B.S. Welding Engineering, The Ohio State University, 1985
M.S. Welding Engineering, The Ohio State University, 1988
Ph.D. Welding Engineering Technology, Cranfield University, 2003
Dennis Harwig started his career as a welder in 1978. He worked 2 years as a Welding & Manufacturing Engineer at General Electric Astrospace Division developing technology for refractory metal nuclear power equipment. He worked 4 years as a Research Engineer at Babcock & Wilcox Alliance Research Center and was a principal inventor of the patented shape welding process. He was promoted to Lead Welding Engineer & Program Manager and worked for 2 years at Babcock & Wilcox Nuclear Equipment Division on Navy nuclear propulsion equipment. Dennis joined EWI in 1994 and over 10 years served as Principal Engineer, Team Manager (Arc Welding and Automation), Cooperative Research Program Manager, and Technology Leader in Arc Welding, Materials, and Automation. In 2004, he joined Thermadyne Industries’ Brand Management Division as Director of Global Engineering. Shortly after, Dennis became Vice President of Global Engineering and Vice President of Global Quality at Thermadyne. He rejoined EWI in 2008, and served as Business Development Director (2008-2011), Navy Joining Center Director (2010-2013), and Center Development Director (2011-2013). In January 2014, Dennis joined the American Welding Society as Chief Technology Officer where he led three departments; Technical Services, Education Development, and Education Operations whose combined operating revenue was over $13M. In December 2015, Dr. Harwig joined The Ohio State University and Lift as Chief Innovation & Transition Officer. In this dual appointment role, Dennis leads business development and commercialization opportunities to drive sustainability of LIFT.

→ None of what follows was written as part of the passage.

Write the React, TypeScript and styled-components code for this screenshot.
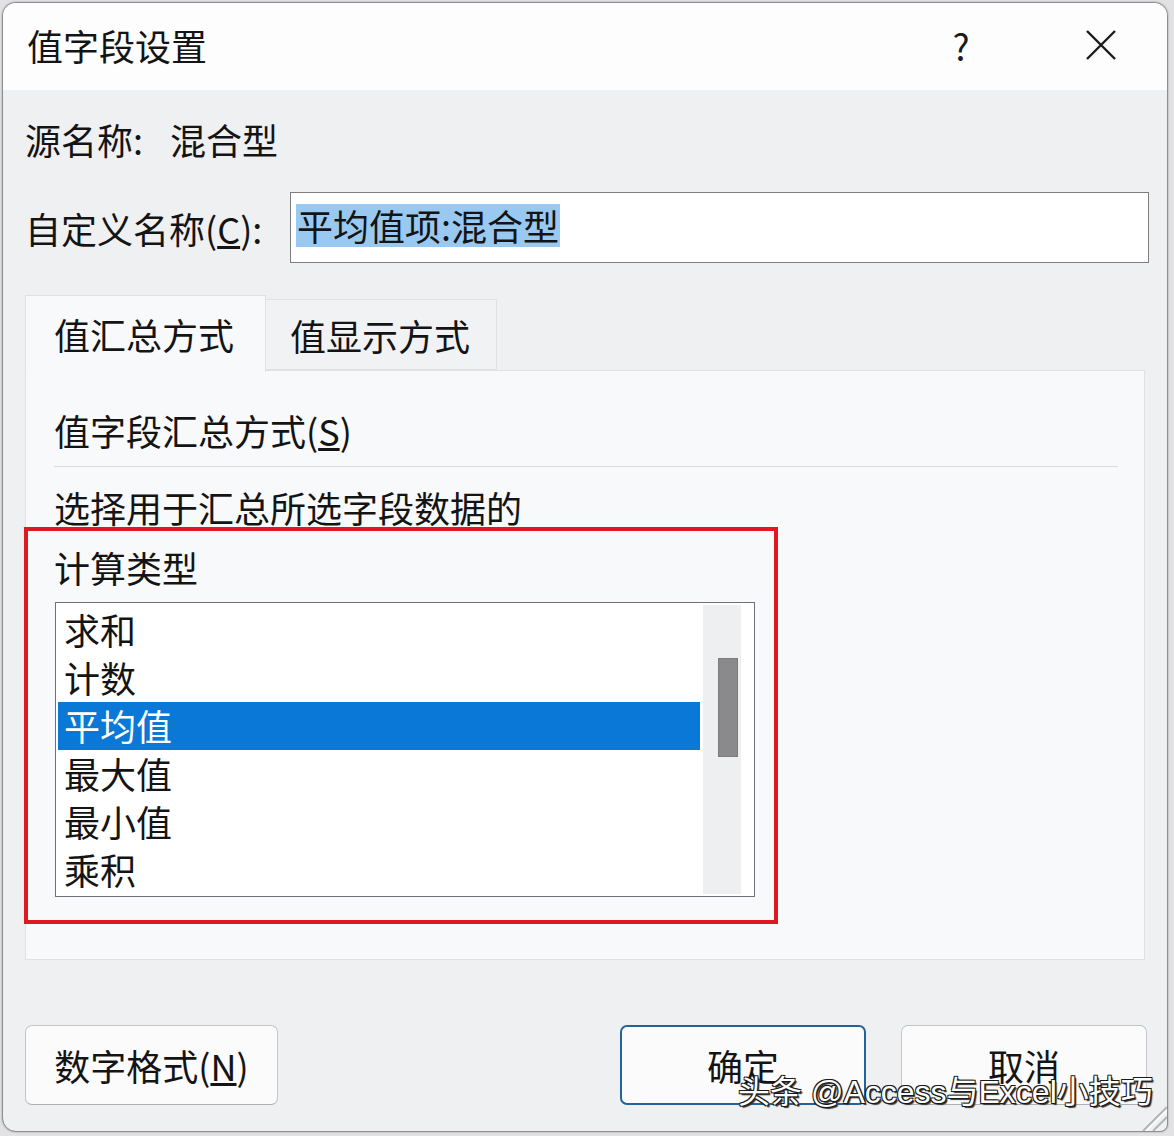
import * as React from "react";
import styled, { createGlobalStyle } from "styled-components";

const GlobalStyle = createGlobalStyle`
  html, body {
    margin: 0;
    padding: 0;
    background: #e2e2e5;
  }
  body {
    padding: 2px;
    font-family: "Noto Sans CJK SC", "Liberation Sans", sans-serif;
    color: #141414;
  }
`;

const items = ["求和", "计数", "平均值", "最大值", "最小值", "乘积"];

const Dialog = styled.div`
  position: relative;
  box-sizing: border-box;
  width: 1166px;
  height: 1130px;
  border: 1px solid #8d8d92;
  border-radius: 14px 14px 8px 14px;
  box-shadow: 0 0 2px rgba(0, 0, 0, 0.35);
  background: #eff0f2;
  overflow: hidden;
  display: flex;
  flex-direction: column;
  font-size: 36px;
`;

const TitleBar = styled.div`
  height: 87px;
  flex: 0 0 auto;
  background: #fdfdfd;
  display: flex;
  align-items: center;
  gap: 50px;
  padding: 0 21px 0 24px;
`;

const Title = styled.div`
  flex: 1;
  line-height: 1;
  margin-top: -4px;
`;

const TitleButton = styled.div`
  width: 90px;
  display: flex;
  justify-content: center;
  align-items: center;
  line-height: 1;
  color: #1a1a1a;
  margin-top: -3px;
`;

const Body = styled.div`
  flex: 1;
  display: flex;
  flex-direction: column;
  padding: 0 22px;
`;

const SourceRow = styled.div`
  margin-top: 19px;
  height: 60px;
  display: flex;
  align-items: center;
`;

const SourceLabel = styled.span`
  width: 145px;
`;

const CustomRow = styled.div`
  margin-top: 23px;
  margin-right: -4px;
  display: grid;
  grid-template-columns: 265px 1fr;
  align-items: center;
`;

const Input = styled.div`
  box-sizing: border-box;
  height: 71px;
  background: #ffffff;
  border: 1px solid #7d7d82;
  padding: 6px 0 0 5px;
`;

const Selected = styled.span`
  display: inline-block;
  background: #99c9f1;
  line-height: 43px;
  padding: 0 1px;
`;

const TabStrip = styled.div`
  margin-top: 32px;
  height: 75px;
  display: flex;
  align-items: flex-end;
  position: relative;
  z-index: 1;
`;

const Tab = styled.div<{ $active?: boolean }>`
  box-sizing: border-box;
  width: ${(p) => (p.$active ? 241 : 231)}px;
  height: ${(p) => (p.$active ? 77 : 71)}px;
  margin-bottom: ${(p) => (p.$active ? -2 : 0)}px;
  padding-left: ${(p) => (p.$active ? 28 : 24)}px;
  display: flex;
  align-items: center;
  background: ${(p) => (p.$active ? "#f8f9fa" : "#f1f2f4")};
  border: 1px solid ${(p) => (p.$active ? "#dfe0e2" : "#e0e1e3")};
  border-bottom: ${(p) => (p.$active ? "none" : "1px solid #e0e1e3")};
  border-left: ${(p) => (p.$active ? "1px solid #dfe0e2" : "none")};
`;

const Panel = styled.div`
  position: relative;
  box-sizing: border-box;
  height: 590px;
  background: #f8f9fa;
  border: 1px solid #e0e1e3;
  padding: 35px 26px 0 28px;
  display: flex;
  flex-direction: column;
`;

const Line = styled.div<{ $gap?: number }>`
  line-height: 48px;
  height: 48px;
  margin-top: ${(p) => p.$gap ?? 0}px;
  white-space: nowrap;
`;

const Separator = styled.div`
  margin-top: 12px;
  height: 1px;
  background: #d9dadc;
`;

const ListBox = styled.div`
  margin-top: 11px;
  box-sizing: border-box;
  width: 700px;
  height: 295px;
  margin-left: 1px;
  background: #ffffff;
  border: 1px solid #6f7079;
  display: flex;
  padding: 3px 0 0 2px;
`;

const ListItems = styled.div`
  width: 642px;
  display: flex;
  flex-direction: column;
`;

const ListItem = styled.div<{ $selected?: boolean }>`
  height: 48px;
  line-height: 47px;
  padding-left: 6px;
  background: ${(p) => (p.$selected ? "#0a78d6" : "transparent")};
  color: ${(p) => (p.$selected ? "#ffffff" : "#141414")};
`;

const ScrollTrack = styled.div`
  margin: -1px 0 2px 3px;
  width: 38px;
  background: #eeeff0;
  display: flex;
  justify-content: flex-end;
  padding-right: 3px;
  box-sizing: border-box;
`;

const ScrollThumb = styled.div`
  margin-top: 53px;
  width: 20px;
  height: 99px;
  background: #8a8a8c;
  border: 1px solid #7c7c7e;
  box-sizing: border-box;
`;

const Highlight = styled.div`
  position: absolute;
  left: -2px;
  top: 156px;
  width: 754px;
  height: 397px;
  box-sizing: border-box;
  border: 4px solid #e01820;
  pointer-events: none;
`;

const ButtonRow = styled.div`
  margin-top: 65px;
  display: flex;
  gap: 35px;
  margin-right: -2px;
`;

const Button = styled.div<{ $primary?: boolean; $w: number }>`
  box-sizing: border-box;
  width: ${(p) => p.$w}px;
  height: 80px;
  border-radius: 7px;
  background: #fbfbfc;
  border: ${(p) => (p.$primary ? "2px solid #22639f" : "1px solid #c4c5c8")};
  border-bottom-color: ${(p) => (p.$primary ? "#22639f" : "#aeafb2")};
  display: flex;
  align-items: center;
  justify-content: center;
  line-height: 1;
`;

const Spacer = styled.div`
  flex: 1;
`;

const Watermark = styled.div`
  position: absolute;
  left: 735px;
  top: 1069px;
  line-height: 40px;
  font-family: "Liberation Sans", "Noto Sans CJK SC", sans-serif;
  font-size: 32px;
  color: #ffffff;
  white-space: nowrap;
  text-shadow: 1px 1px 0 #1a1a1a, -1px -1px 0 #1a1a1a, 1px -1px 0 #1a1a1a,
    -1px 1px 0 #1a1a1a, 2px 2px 1px #333;
`;

const Grip = styled.svg`
  position: absolute;
  right: 0;
  bottom: 0;
`;

function CloseIcon() {
  return (
    <svg width="32" height="30" viewBox="0 0 32 30">
      <path d="M2 1 L30 29 M30 1 L2 29" stroke="#1a1a1a" strokeWidth="2.4" fill="none" />
    </svg>
  );
}

export default function App() {
  return (
    <>
      <GlobalStyle />
      <Dialog>
        <TitleBar>
          <Title>值字段设置</Title>
          <TitleButton>?</TitleButton>
          <TitleButton>
            <CloseIcon />
          </TitleButton>
        </TitleBar>
        <Body>
          <SourceRow>
            <SourceLabel>源名称:</SourceLabel>
            <span>混合型</span>
          </SourceRow>
          <CustomRow>
            <span>
              自定义名称(<u>C</u>):
            </span>
            <Input>
              <Selected>平均值项:混合型</Selected>
            </Input>
          </CustomRow>
          <TabStrip>
            <Tab $active>值汇总方式</Tab>
            <Tab>值显示方式</Tab>
          </TabStrip>
          <Panel>
            <Line>
              值字段汇总方式(<u>S</u>)
            </Line>
            <Separator />
            <Line $gap={16}>选择用于汇总所选字段数据的</Line>
            <Line $gap={12}>计算类型</Line>
            <ListBox>
              <ListItems>
                {items.map((item) => (
                  <ListItem key={item} $selected={item === "平均值"}>
                    {item}
                  </ListItem>
                ))}
              </ListItems>
              <ScrollTrack>
                <ScrollThumb />
              </ScrollTrack>
            </ListBox>
            <Highlight />
          </Panel>
          <ButtonRow>
            <Button $w={253}>
              数字格式(<u>N</u>)
            </Button>
            <Spacer />
            <Button $w={246} $primary>
              确定
            </Button>
            <Button $w={246}>取消</Button>
          </ButtonRow>
        </Body>
        <Watermark>头条 @Access与Excel小技巧</Watermark>
        <Grip width="30" height="30" viewBox="0 0 30 30">
          <path d="M6 30 L30 6" stroke="#b4b4b8" strokeWidth="2" />
          <path d="M16 30 L30 16" stroke="#b4b4b8" strokeWidth="2" />
          <path d="M9 30 L30 9" stroke="#ffffff" strokeWidth="1.5" />
        </Grip>
      </Dialog>
    </>
  );
}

Dennis has published more than 110 presentations, proceedings, journal articles, and EWI Core Research Reports; recently served on nine AWS committees and three IIW committees; and developed eight patents.
Affiliation: Senior Materials Research Scientist, Metals Branch/Materials State Awareness Branch Air Force Research Lab, WPAFB
Title:Combining characterization, modeling, and analytics toward understanding and manipulating process-structure linkages in metallic 3D printing
Additive manufacturing (AM) presents both extreme potential and concern for component design. In addition to the complicated geometries that AM enables, the ability to locally tailor processing path opens the door to sophisticated new designs with heterogeneous properties. However, accounting for this heterogeneity, before exploiting it, requires the ability to link local processing state to properties/performance of local material. A concern with current geometry-based design approaches, such as topology optimization, is not directly accounting for material property changes as geometry updates are made. Given current closed and fixed scanning strategies of most commercial systems, local processing paths are potentially altered significantly with seemingly minor macroscopic geometry changes and are unable to be avoided.

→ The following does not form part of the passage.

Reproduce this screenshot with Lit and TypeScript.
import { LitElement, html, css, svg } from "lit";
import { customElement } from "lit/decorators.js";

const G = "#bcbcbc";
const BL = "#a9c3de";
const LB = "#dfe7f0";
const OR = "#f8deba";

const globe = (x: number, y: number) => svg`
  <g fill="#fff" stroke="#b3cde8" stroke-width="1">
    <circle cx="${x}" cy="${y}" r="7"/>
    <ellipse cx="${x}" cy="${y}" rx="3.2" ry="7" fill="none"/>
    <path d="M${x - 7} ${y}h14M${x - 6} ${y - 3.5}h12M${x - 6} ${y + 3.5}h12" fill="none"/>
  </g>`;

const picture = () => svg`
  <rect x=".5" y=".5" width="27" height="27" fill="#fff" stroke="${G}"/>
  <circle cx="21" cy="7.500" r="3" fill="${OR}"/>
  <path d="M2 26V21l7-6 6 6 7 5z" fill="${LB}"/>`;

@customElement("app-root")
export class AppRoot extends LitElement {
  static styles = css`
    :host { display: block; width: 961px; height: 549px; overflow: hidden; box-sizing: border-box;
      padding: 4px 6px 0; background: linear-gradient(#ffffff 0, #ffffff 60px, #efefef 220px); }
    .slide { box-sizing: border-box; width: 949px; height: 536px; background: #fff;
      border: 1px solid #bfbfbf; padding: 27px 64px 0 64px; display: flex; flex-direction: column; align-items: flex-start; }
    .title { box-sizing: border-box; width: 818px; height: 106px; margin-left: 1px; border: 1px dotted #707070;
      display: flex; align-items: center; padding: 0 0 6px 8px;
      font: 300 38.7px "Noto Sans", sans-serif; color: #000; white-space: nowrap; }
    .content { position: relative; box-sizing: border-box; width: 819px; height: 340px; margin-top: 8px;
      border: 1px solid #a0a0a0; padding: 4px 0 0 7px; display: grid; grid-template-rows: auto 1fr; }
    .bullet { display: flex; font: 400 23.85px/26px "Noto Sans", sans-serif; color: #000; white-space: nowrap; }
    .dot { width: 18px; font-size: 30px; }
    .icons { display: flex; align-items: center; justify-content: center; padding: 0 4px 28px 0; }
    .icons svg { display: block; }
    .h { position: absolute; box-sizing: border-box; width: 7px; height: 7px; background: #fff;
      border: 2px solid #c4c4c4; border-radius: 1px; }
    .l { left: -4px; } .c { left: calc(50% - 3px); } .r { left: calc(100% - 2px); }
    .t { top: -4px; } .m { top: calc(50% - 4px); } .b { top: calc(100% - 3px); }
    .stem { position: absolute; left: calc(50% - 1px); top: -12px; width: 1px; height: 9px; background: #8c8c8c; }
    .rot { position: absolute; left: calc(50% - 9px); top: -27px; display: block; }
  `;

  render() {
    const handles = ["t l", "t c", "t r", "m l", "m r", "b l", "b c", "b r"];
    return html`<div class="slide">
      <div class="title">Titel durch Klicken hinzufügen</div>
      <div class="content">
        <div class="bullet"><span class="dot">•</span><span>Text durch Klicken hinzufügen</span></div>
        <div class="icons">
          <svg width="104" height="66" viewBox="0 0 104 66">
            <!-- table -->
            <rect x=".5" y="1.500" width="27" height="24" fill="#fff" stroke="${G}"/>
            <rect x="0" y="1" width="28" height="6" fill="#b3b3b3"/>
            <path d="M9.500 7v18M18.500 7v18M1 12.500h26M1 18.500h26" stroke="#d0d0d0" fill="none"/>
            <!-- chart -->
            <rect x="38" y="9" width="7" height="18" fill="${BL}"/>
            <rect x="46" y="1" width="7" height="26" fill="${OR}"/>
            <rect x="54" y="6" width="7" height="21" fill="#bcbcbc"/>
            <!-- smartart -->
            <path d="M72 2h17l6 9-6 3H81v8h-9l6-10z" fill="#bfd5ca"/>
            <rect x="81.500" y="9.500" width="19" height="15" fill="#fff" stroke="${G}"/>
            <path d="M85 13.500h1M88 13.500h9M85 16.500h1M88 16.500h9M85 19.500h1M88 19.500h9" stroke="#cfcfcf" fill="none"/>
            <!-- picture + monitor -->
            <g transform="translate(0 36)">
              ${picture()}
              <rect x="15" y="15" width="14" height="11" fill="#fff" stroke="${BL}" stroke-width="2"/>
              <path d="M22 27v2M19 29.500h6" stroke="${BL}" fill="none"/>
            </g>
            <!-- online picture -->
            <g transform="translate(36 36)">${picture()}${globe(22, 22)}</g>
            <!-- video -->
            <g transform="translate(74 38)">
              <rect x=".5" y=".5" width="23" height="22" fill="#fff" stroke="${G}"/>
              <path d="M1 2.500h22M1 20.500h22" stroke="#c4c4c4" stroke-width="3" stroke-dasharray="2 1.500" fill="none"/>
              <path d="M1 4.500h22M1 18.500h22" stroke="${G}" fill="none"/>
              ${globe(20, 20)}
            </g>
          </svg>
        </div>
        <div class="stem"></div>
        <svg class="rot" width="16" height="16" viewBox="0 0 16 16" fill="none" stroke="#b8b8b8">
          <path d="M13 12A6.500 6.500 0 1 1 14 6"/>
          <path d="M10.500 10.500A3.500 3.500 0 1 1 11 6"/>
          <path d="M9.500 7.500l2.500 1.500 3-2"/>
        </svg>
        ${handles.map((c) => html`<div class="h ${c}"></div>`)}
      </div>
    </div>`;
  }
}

This talk will present methods for combining process monitoring, thermal modelling and microstructure characterization to mechanistically explain process-to-structure relationships in metal additive manufacturing. The talk will discuss heterogeneities in the local processing conditions within additively manufactured components and how they affect the resulting material structure. Methods for registering a fusing disparate data sources will be presented and the utility of different data sources for specific microstructural features of interest will be discussed. It is the intent that this talk will highlight the need for improved understanding of metallic additive manufacturing processes and show that combining experimental data with modelling and advanced data processing and analytics methods will accelerate that understanding, ultimately driving optimization routines for process control.

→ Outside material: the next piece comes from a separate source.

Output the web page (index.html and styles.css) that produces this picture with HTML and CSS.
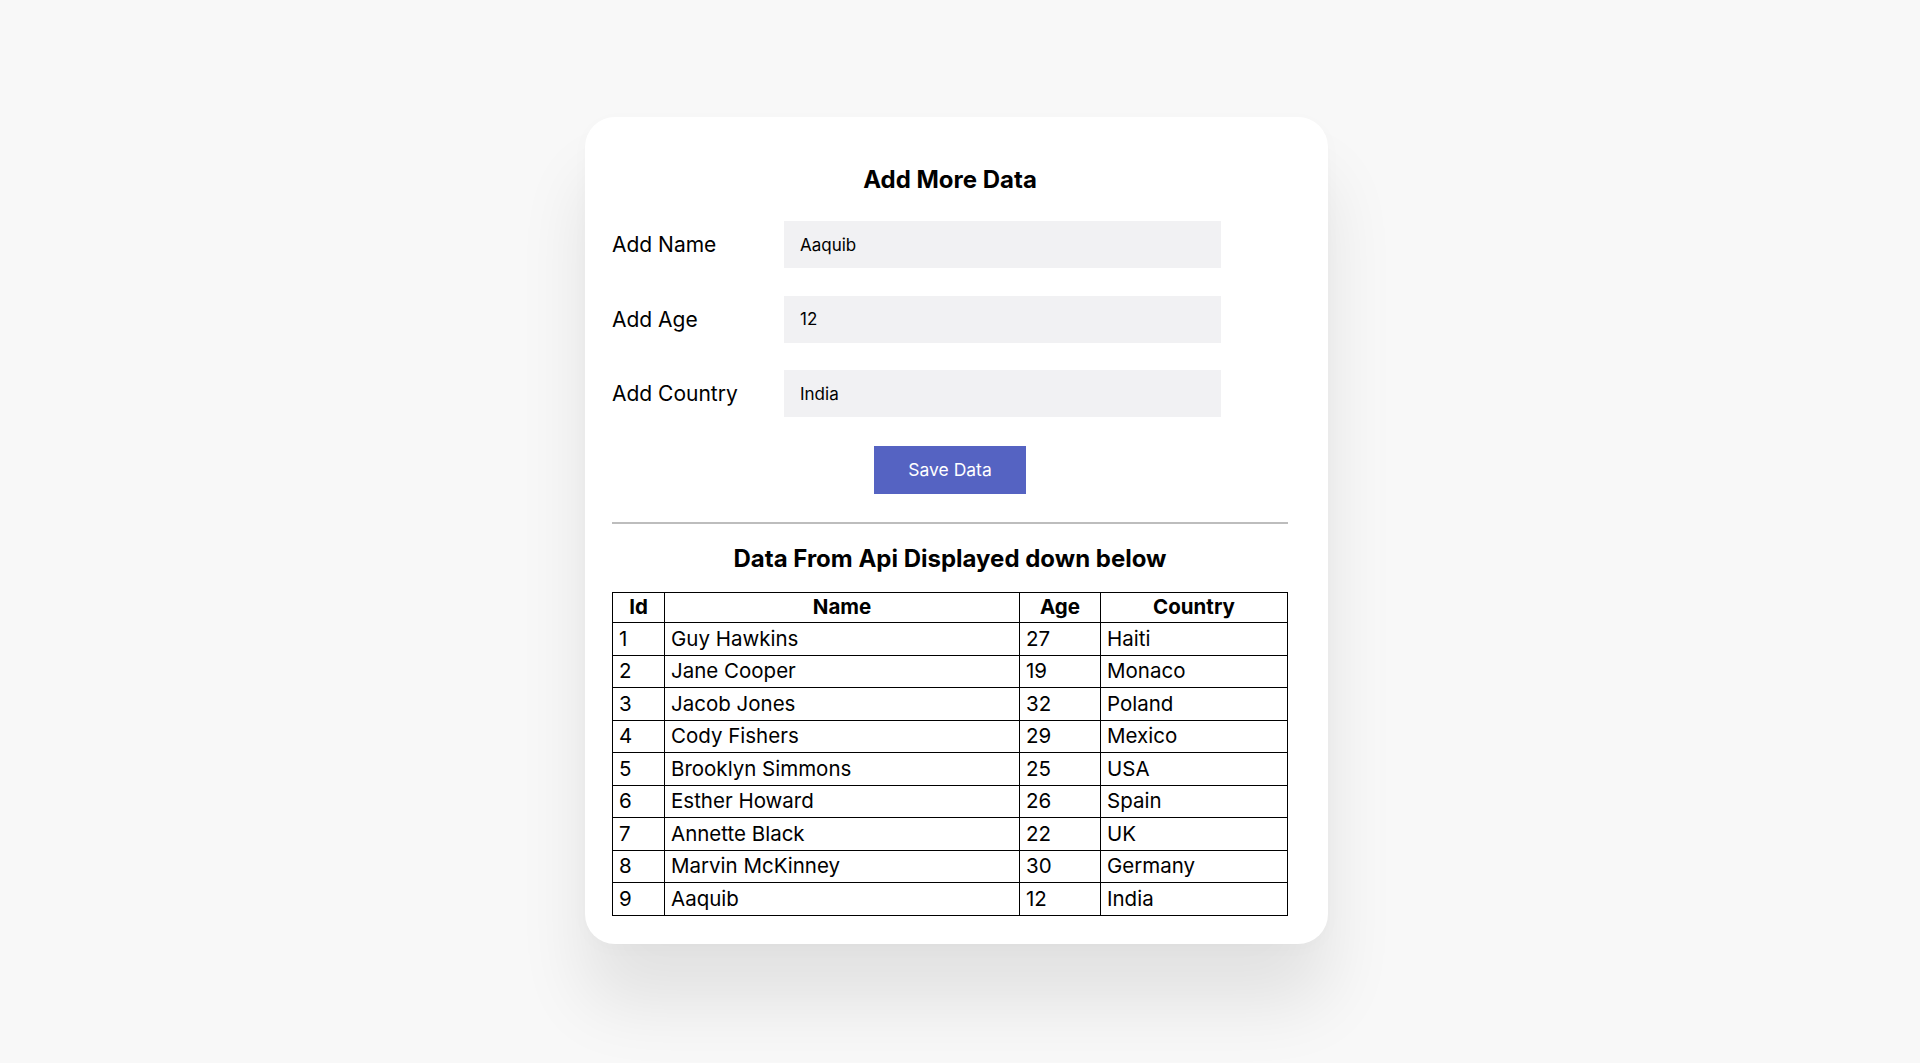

Additionally, this talk will outline building ICME modules that predict microstructure (grain size, texture, void Vf, etc.) from processing history and predict performance (E, σys, hardening rate, εf, etc.) from microstructure. These modules will be designed to interface with topology optimization codes to dynamically account for material properties as geometry updates are made. The work is being demonstrated using a laser-based powder-bed fusion process on nickel superalloy IN625 for thin-walled structures. Highly-pedigreed data sets of in-situ monitoring data (beam path, thermal measurements), post-build characterization (CT, RUS, 3D Optical and SEM) and mechanical testing (milli-tensile, HEDM, notch and torsion testing) will be collected and provided to the open community. Challenges problems will be commissioned to benchmark the current modeling capabilities in process-structure and structure-properties. Finally, challenge results will be used in novel forecasting techniques akin to weather forecasting strategies of model aggregation. This talk will present the current state of the program and the vision for community involvement.
Michael Groeber is currently a Senior Material Research Scientist in the Metals Branch of the Materials and Manufacturing Directorate, Air Force Research Laboratory, Wright-Patterson Air Force Base, Ohio. Dr. Groeber’s research projects focus on the quantification and representation of microstructure for improving process and property modeling, in addition to structure and process optimization for additive manufacturing. Dr. Groeber is the originator/inventor and one of the principal developers of DREAM.3D, a unique software package that integrates several digital microstructure tools that will facilitate the advancement of Integrated Computational Material Science and Engineering (ICMSE) in the Air Force and outside. Additionally, Dr. Groeber has worked on creating autonomous, multi-modal data collection systems that integrate real-time analysis to optimize microstructure data collection and analysis. Recently, Dr. Groeber has focused on applying these developments to advancing the understanding of additive manufacturing. Dr. Groeber received a Bachelor’s of Science degree in Materials Science and Engineering from the Ohio State University in 2003, followed by a Ph.D. from the Ohio State University in 2007. Dr. Groeber has published over 30 peer reviewed journals, 3 book chapters and presented over 20 invited international presentations.